== Available data ==

+--

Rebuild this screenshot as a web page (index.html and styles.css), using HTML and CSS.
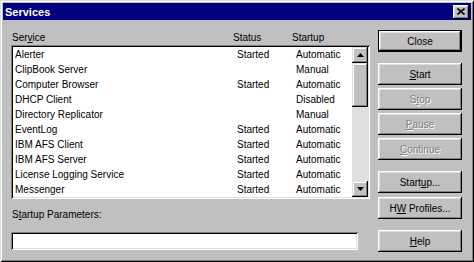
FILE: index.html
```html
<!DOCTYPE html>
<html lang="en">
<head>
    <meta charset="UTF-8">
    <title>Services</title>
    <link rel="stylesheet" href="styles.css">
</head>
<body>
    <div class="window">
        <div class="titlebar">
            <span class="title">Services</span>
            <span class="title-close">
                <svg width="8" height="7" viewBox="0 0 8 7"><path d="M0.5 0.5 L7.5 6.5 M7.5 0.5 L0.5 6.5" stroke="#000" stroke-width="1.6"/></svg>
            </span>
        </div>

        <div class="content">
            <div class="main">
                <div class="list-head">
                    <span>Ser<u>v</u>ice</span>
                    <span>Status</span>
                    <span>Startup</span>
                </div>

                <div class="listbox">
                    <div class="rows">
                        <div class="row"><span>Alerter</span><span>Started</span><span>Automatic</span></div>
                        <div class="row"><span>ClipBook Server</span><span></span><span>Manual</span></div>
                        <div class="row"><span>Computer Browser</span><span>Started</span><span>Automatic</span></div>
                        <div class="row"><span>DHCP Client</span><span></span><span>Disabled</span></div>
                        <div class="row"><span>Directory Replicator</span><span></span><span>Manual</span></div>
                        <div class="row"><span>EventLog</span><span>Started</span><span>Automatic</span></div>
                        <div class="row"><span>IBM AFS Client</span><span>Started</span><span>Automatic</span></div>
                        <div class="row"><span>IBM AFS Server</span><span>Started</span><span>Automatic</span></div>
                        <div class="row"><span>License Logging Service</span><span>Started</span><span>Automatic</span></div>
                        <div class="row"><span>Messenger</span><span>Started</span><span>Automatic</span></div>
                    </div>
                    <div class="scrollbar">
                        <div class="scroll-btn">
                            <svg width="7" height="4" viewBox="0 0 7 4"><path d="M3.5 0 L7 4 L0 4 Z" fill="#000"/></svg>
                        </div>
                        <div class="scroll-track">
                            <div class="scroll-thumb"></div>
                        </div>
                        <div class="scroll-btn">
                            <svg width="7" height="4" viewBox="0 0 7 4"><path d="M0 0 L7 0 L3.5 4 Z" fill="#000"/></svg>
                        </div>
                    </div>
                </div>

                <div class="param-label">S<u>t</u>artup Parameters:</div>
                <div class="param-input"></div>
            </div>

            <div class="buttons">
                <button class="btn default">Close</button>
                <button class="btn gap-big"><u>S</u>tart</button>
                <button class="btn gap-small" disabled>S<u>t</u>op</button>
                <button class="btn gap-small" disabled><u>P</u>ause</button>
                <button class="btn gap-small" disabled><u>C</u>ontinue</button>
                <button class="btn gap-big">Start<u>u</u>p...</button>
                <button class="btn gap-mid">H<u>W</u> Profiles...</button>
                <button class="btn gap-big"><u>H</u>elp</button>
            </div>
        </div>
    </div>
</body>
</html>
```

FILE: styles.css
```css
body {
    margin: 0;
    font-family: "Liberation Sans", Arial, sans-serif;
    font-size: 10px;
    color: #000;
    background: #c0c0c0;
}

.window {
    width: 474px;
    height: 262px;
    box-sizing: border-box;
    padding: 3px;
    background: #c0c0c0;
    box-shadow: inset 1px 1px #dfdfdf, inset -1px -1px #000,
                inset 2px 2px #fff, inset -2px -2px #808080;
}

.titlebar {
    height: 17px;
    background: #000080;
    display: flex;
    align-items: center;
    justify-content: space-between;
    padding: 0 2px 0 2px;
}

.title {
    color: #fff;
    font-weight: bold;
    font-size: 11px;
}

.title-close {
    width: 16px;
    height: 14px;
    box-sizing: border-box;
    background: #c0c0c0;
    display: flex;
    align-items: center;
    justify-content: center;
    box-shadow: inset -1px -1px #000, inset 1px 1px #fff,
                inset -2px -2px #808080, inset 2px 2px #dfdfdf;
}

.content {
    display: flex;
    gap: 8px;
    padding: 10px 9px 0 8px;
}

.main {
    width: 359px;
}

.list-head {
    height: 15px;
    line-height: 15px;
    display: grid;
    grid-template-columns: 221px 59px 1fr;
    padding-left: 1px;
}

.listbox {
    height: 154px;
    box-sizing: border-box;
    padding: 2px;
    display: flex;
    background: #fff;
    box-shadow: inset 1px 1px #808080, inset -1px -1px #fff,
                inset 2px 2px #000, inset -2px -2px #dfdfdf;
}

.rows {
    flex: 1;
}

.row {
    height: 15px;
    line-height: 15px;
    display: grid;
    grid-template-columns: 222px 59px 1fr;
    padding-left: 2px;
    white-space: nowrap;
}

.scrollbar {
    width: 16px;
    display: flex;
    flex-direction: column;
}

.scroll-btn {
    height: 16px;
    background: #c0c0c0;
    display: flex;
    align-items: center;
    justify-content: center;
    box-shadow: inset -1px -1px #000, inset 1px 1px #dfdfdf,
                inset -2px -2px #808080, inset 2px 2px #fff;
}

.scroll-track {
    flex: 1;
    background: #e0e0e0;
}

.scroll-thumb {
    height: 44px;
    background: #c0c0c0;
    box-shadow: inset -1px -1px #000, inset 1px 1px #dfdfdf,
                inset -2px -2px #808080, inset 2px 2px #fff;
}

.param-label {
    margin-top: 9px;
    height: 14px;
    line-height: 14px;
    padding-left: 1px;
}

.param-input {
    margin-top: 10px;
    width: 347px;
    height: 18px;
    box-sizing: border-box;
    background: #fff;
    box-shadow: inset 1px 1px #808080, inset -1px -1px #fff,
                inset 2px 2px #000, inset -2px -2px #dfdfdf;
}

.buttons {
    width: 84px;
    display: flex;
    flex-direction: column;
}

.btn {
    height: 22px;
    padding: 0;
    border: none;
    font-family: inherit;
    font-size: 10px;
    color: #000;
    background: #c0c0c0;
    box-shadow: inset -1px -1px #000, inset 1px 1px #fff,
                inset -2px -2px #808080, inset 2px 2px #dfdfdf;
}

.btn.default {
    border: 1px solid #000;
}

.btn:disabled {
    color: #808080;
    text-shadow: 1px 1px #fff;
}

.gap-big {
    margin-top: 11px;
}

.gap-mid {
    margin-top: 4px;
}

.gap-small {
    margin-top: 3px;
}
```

+--

== Your instructions ==
Each line above is to be copied verbatim. Drop any image from the copy.

== Worked answer ==
Rebuild this screenshot as a web page (index.html and styles.css), using HTML and CSS.
FILE: index.html
```html
<!DOCTYPE html>
<html lang="en">
<head>
    <meta charset="UTF-8">
    <title>Services</title>
    <link rel="stylesheet" href="styles.css">
</head>
<body>
    <div class="window">
        <div class="titlebar">
            <span class="title">Services</span>
            <span class="title-close">
                <svg width="8" height="7" viewBox="0 0 8 7"><path d="M0.5 0.5 L7.5 6.5 M7.5 0.5 L0.5 6.5" stroke="#000" stroke-width="1.6"/></svg>
            </span>
        </div>

        <div class="content">
            <div class="main">
                <div class="list-head">
                    <span>Ser<u>v</u>ice</span>
                    <span>Status</span>
                    <span>Startup</span>
                </div>

                <div class="listbox">
                    <div class="rows">
                        <div class="row"><span>Alerter</span><span>Started</span><span>Automatic</span></div>
                        <div class="row"><span>ClipBook Server</span><span></span><span>Manual</span></div>
                        <div class="row"><span>Computer Browser</span><span>Started</span><span>Automatic</span></div>
                        <div class="row"><span>DHCP Client</span><span></span><span>Disabled</span></div>
                        <div class="row"><span>Directory Replicator</span><span></span><span>Manual</span></div>
                        <div class="row"><span>EventLog</span><span>Started</span><span>Automatic</span></div>
                        <div class="row"><span>IBM AFS Client</span><span>Started</span><span>Automatic</span></div>
                        <div class="row"><span>IBM AFS Server</span><span>Started</span><span>Automatic</span></div>
                        <div class="row"><span>License Logging Service</span><span>Started</span><span>Automatic</span></div>
                        <div class="row"><span>Messenger</span><span>Started</span><span>Automatic</span></div>
                    </div>
                    <div class="scrollbar">
                        <div class="scroll-btn">
                            <svg width="7" height="4" viewBox="0 0 7 4"><path d="M3.5 0 L7 4 L0 4 Z" fill="#000"/></svg>
                        </div>
                        <div class="scroll-track">
                            <div class="scroll-thumb"></div>
                        </div>
                        <div class="scroll-btn">
                            <svg width="7" height="4" viewBox="0 0 7 4"><path d="M0 0 L7 0 L3.5 4 Z" fill="#000"/></svg>
                        </div>
                    </div>
                </div>

                <div class="param-label">S<u>t</u>artup Parameters:</div>
                <div class="param-input"></div>
            </div>

            <div class="buttons">
                <button class="btn default">Close</button>
                <button class="btn gap-big"><u>S</u>tart</button>
                <button class="btn gap-small" disabled>S<u>t</u>op</button>
                <button class="btn gap-small" disabled><u>P</u>ause</button>
                <button class="btn gap-small" disabled><u>C</u>ontinue</button>
                <button class="btn gap-big">Start<u>u</u>p...</button>
                <button class="btn gap-mid">H<u>W</u> Profiles...</button>
                <button class="btn gap-big"><u>H</u>elp</button>
            </div>
        </div>
    </div>
</body>
</html>
```

FILE: styles.css
```css
body {
    margin: 0;
    font-family: "Liberation Sans", Arial, sans-serif;
    font-size: 10px;
    color: #000;
    background: #c0c0c0;
}

.window {
    width: 474px;
    height: 262px;
    box-sizing: border-box;
    padding: 3px;
    background: #c0c0c0;
    box-shadow: inset 1px 1px #dfdfdf, inset -1px -1px #000,
                inset 2px 2px #fff, inset -2px -2px #808080;
}

.titlebar {
    height: 17px;
    background: #000080;
    display: flex;
    align-items: center;
    justify-content: space-between;
    padding: 0 2px 0 2px;
}

.title {
    color: #fff;
    font-weight: bold;
    font-size: 11px;
}

.title-close {
    width: 16px;
    height: 14px;
    box-sizing: border-box;
    background: #c0c0c0;
    display: flex;
    align-items: center;
    justify-content: center;
    box-shadow: inset -1px -1px #000, inset 1px 1px #fff,
                inset -2px -2px #808080, inset 2px 2px #dfdfdf;
}

.content {
    display: flex;
    gap: 8px;
    padding: 10px 9px 0 8px;
}

.main {
    width: 359px;
}

.list-head {
    height: 15px;
    line-height: 15px;
    display: grid;
    grid-template-columns: 221px 59px 1fr;
    padding-left: 1px;
}

.listbox {
    height: 154px;
    box-sizing: border-box;
    padding: 2px;
    display: flex;
    background: #fff;
    box-shadow: inset 1px 1px #808080, inset -1px -1px #fff,
                inset 2px 2px #000, inset -2px -2px #dfdfdf;
}

.rows {
    flex: 1;
}

.row {
    height: 15px;
    line-height: 15px;
    display: grid;
    grid-template-columns: 222px 59px 1fr;
    padding-left: 2px;
    white-space: nowrap;
}

.scrollbar {
    width: 16px;
    display: flex;
    flex-direction: column;
}

.scroll-btn {
    height: 16px;
    background: #c0c0c0;
    display: flex;
    align-items: center;
    justify-content: center;
    box-shadow: inset -1px -1px #000, inset 1px 1px #dfdfdf,
                inset -2px -2px #808080, inset 2px 2px #fff;
}

.scroll-track {
    flex: 1;
    background: #e0e0e0;
}

.scroll-thumb {
    height: 44px;
    background: #c0c0c0;
    box-shadow: inset -1px -1px #000, inset 1px 1px #dfdfdf,
                inset -2px -2px #808080, inset 2px 2px #fff;
}

.param-label {
    margin-top: 9px;
    height: 14px;
    line-height: 14px;
    padding-left: 1px;
}

.param-input {
    margin-top: 10px;
    width: 347px;
    height: 18px;
    box-sizing: border-box;
    background: #fff;
    box-shadow: inset 1px 1px #808080, inset -1px -1px #fff,
                inset 2px 2px #000, inset -2px -2px #dfdfdf;
}

.buttons {
    width: 84px;
    display: flex;
    flex-direction: column;
}

.btn {
    height: 22px;
    padding: 0;
    border: none;
    font-family: inherit;
    font-size: 10px;
    color: #000;
    background: #c0c0c0;
    box-shadow: inset -1px -1px #000, inset 1px 1px #fff,
                inset -2px -2px #808080, inset 2px 2px #dfdfdf;
}

.btn.default {
    border: 1px solid #000;
}

.btn:disabled {
    color: #808080;
    text-shadow: 1px 1px #fff;
}

.gap-big {
    margin-top: 11px;
}

.gap-mid {
    margin-top: 4px;
}

.gap-small {
    margin-top: 3px;
}
```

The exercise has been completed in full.